WHAT YOU ARE ASKED TO DO: Every line that contains the word "index" should be copied out.

RECORDED DATA:
______

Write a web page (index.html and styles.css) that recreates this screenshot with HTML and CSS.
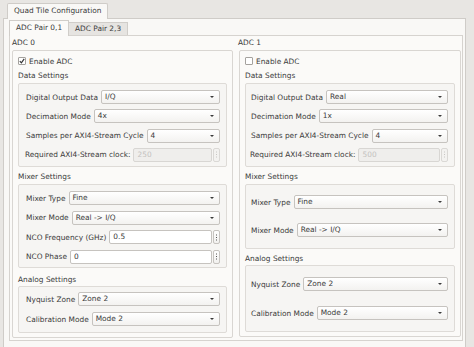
FILE: index.html
```html
<!DOCTYPE html>
<html>
<head>
<meta charset="utf-8">
<link rel="stylesheet" href="styles.css">
</head>
<body>
<div class="window">
  <div class="outer-tabs">
    <div class="otab">Quad Tile Configuration</div>
  </div>
  <div class="outer-pane">
    <div class="inner-tabs">
      <div class="itab active">ADC Pair 0,1</div>
      <div class="itab">ADC Pair 2,3</div>
    </div>
    <div class="inner-pane">
      <div class="col col-left">
        <div class="col-title">ADC 0</div>
        <div class="group">
          <div class="check-row">
            <span class="checkbox"><svg width="6" height="6" viewBox="0 0 6 6"><path d="M0.8 3.1 L2.4 4.8 L5.2 0.9" fill="none" stroke="#333" stroke-width="1.2"/></svg></span>
            <span>Enable ADC</span>
          </div>
          <div class="sec-title">Data Settings</div>
          <div class="box box-data">
            <div class="row"><span class="lbl">Digital Output Data</span><div class="combo">I/Q<i class="arrow"></i></div></div>
            <div class="row"><span class="lbl">Decimation Mode</span><div class="combo">4x<i class="arrow"></i></div></div>
            <div class="row"><span class="lbl">Samples per AXI4-Stream Cycle</span><div class="combo">4<i class="arrow"></i></div></div>
            <div class="row"><span class="lbl lbl-dis">Required AXI4-Stream clock:</span><div class="field disabled">250</div><div class="spin disabled"><i class="dots"></i></div></div>
          </div>
          <div class="sec-title sec-mixer">Mixer Settings</div>
          <div class="box box-mixer-l">
            <div class="row"><span class="lbl">Mixer Type</span><div class="combo">Fine<i class="arrow"></i></div></div>
            <div class="row"><span class="lbl">Mixer Mode</span><div class="combo">Real -&gt; I/Q<i class="arrow"></i></div></div>
            <div class="row"><span class="lbl">NCO Frequency (GHz)</span><div class="field">0.5</div><div class="spin"><i class="dots"></i></div></div>
            <div class="row"><span class="lbl">NCO Phase</span><div class="field">0</div><div class="spin"><i class="dots"></i></div></div>
          </div>
          <div class="sec-title sec-analog-l">Analog Settings</div>
          <div class="box box-analog-l">
            <div class="row"><span class="lbl">Nyquist Zone</span><div class="combo">Zone 2<i class="arrow"></i></div></div>
            <div class="row"><span class="lbl">Calibration Mode</span><div class="combo">Mode 2<i class="arrow"></i></div></div>
          </div>
        </div>
      </div>
      <div class="col col-right">
        <div class="col-title">ADC 1</div>
        <div class="group">
          <div class="check-row">
            <span class="checkbox"></span>
            <span>Enable ADC</span>
          </div>
          <div class="sec-title">Data Settings</div>
          <div class="box box-data">
            <div class="row"><span class="lbl">Digital Output Data</span><div class="combo">Real<i class="arrow"></i></div></div>
            <div class="row"><span class="lbl">Decimation Mode</span><div class="combo">1x<i class="arrow"></i></div></div>
            <div class="row"><span class="lbl">Samples per AXI4-Stream Cycle</span><div class="combo">4<i class="arrow"></i></div></div>
            <div class="row"><span class="lbl lbl-dis">Required AXI4-Stream clock:</span><div class="field disabled">500</div><div class="spin disabled"><i class="dots"></i></div></div>
          </div>
          <div class="sec-title sec-mixer">Mixer Settings</div>
          <div class="box box-mixer-r">
            <div class="row"><span class="lbl">Mixer Type</span><div class="combo">Fine<i class="arrow"></i></div></div>
            <div class="row"><span class="lbl">Mixer Mode</span><div class="combo">Real -&gt; I/Q<i class="arrow"></i></div></div>
          </div>
          <div class="sec-title sec-analog-r">Analog Settings</div>
          <div class="box box-analog-r">
            <div class="row"><span class="lbl">Nyquist Zone</span><div class="combo">Zone 2<i class="arrow"></i></div></div>
            <div class="row"><span class="lbl">Calibration Mode</span><div class="combo">Mode 2<i class="arrow"></i></div></div>
          </div>
        </div>
      </div>
    </div>
  </div>
</div>
</body>
</html>
```
FILE: styles.css
```css
* { box-sizing: border-box; }
html, body {
  margin: 0;
  padding: 0;
  background: #e8e6e3;
  font-family: "DejaVu Sans", "Liberation Sans", sans-serif;
  font-size: 7.4px;
  color: #3a3a3a;
  overflow: hidden;
}
.window {
  width: 474px;
  height: 347px;
  display: flex;
  flex-direction: column;
}
.outer-tabs {
  height: 18px;
  display: flex;
  align-items: flex-end;
  padding-left: 7px;
}
.otab {
  position: relative;
  z-index: 1;
  height: 16px;
  margin-bottom: -1px;
  width: 101px;
  padding-left: 6px;
  line-height: 14px;
  white-space: nowrap;
  background: #f9f8f6;
  border: 1px solid #cfccc8;
  border-bottom: none;
  border-radius: 2px 2px 0 0;
}
.outer-pane {
  flex: 1;
  margin-left: 3px;
  width: 463px;
  background: #f9f8f6;
  border: 1px solid #cfccc8;
  border-bottom: none;
  display: flex;
  flex-direction: column;
}
.inner-tabs {
  height: 16px;
  display: flex;
  align-items: flex-end;
  padding-left: 5px;
}
.itab {
  height: 13px;
  line-height: 12px;
  padding-left: 6px;
  width: 59px;
  white-space: nowrap;
  background: #e6e4e1;
  border: 1px solid #d0cdc9;
  border-bottom: none;
  border-left: none;
}
.itab.active {
  position: relative;
  z-index: 1;
  height: 16px;
  margin-bottom: -1px;
  line-height: 14px;
  width: 60px;
  background: #fbfaf8;
  border-left: 1px solid #d0cdc9;
}
.inner-pane {
  margin-left: 5px;
  width: 454px;
  height: 306px;
  background: #fbfaf8;
  border: 1px solid #d6d3cf;
  padding: 0 1px 0 2px;
  display: flex;
  gap: 5px;
}
.col {
  display: flex;
  flex-direction: column;
}
.col-left { width: 221px; }
.col-right { width: 223px; }
.col-right .group { margin-left: 1px; }
.col-right .box { padding-left: 4px; }
.col-title {
  height: 14px;
  line-height: 14px;
}
.group {
  border: 1px solid #d9d6d2;
  border-radius: 2px;
  padding: 3px 5px 4px 5px;
  display: flex;
  flex-direction: column;
}
.col-left .group { height: 288px; }
.col-right .group { height: 287px; }
.check-row {
  height: 14px;
  display: flex;
  align-items: center;
  gap: 3px;
}
.checkbox {
  width: 8px;
  height: 8px;
  border: 1px solid #a5a29e;
  border-radius: 1px;
  background: #ffffff;
  display: flex;
  align-items: center;
  justify-content: center;
}
.sec-title {
  height: 15px;
  padding-top: 1px;
  line-height: 14px;
}
.sec-mixer { height: 17px; padding-top: 3px; }
.sec-analog-l { height: 18px; padding-top: 5px; }
.sec-analog-r { height: 16px; padding-top: 3px; }
.box {
  border: 1px solid #dedbd7;
  border-radius: 2px;
  background: #f6f5f3;
  padding: 6px 6px 0 6px;
  display: flex;
  flex-direction: column;
}
.box-data { height: 84px; gap: 5.3px; }
.box-mixer-l { height: 84px; gap: 5.5px; }
.box-analog-l { height: 47px; gap: 6px; padding-top: 5px; }
.box-mixer-r { height: 65px; padding-top: 10px; gap: 14px; }
.box-analog-r { height: 67px; padding-top: 11px; gap: 15px; }
.row {
  height: 14px;
  display: flex;
  align-items: center;
}
.lbl {
  white-space: nowrap;
  padding-left: 1px;
  margin-right: 3px;
}
.lbl-dis { padding-left: 0; }
.combo {
  flex: 1;
  height: 14px;
  line-height: 12px;
  border: 1px solid #c6c3bf;
  border-radius: 2px;
  background: linear-gradient(#ffffff, #f3f2f0);
  padding-left: 3px;
  position: relative;
}
.arrow {
  position: absolute;
  right: 5px;
  top: 5px;
  width: 0;
  height: 0;
  border-left: 2px solid transparent;
  border-right: 2px solid transparent;
  border-top: 2.5px solid #3a3a3a;
}
.field {
  flex: 1;
  height: 14px;
  line-height: 12px;
  border: 1px solid #c6c3bf;
  border-radius: 2px;
  background: #ffffff;
  padding-left: 3px;
}
.field.disabled {
  background: #efeeec;
  border-color: #d8d6d3;
  color: #c4c2bf;
}
.spin {
  width: 7px;
  height: 14px;
  margin-left: 1px;
  border: 1px solid #c6c3bf;
  border-radius: 2px;
  background: linear-gradient(#ffffff, #f1f0ee);
  display: flex;
  align-items: center;
  justify-content: center;
}
.dots {
  width: 1px;
  height: 1px;
  background: #555;
  box-shadow: 0 -2.5px 0 #555, 0 2.5px 0 #555;
}
.spin.disabled {
  border-color: #dad8d5;
  background: #f3f2f0;
}
.spin.disabled .dots {
  background: #c8c6c3;
  box-shadow: 0 -2.5px 0 #c8c6c3, 0 2.5px 0 #c8c6c3;
}
```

______

WRITTEN ANSWER:
Write a web page (index.html and styles.css) that recreates this screenshot with HTML and CSS.
FILE: index.html
  z-index: 1;
  z-index: 1;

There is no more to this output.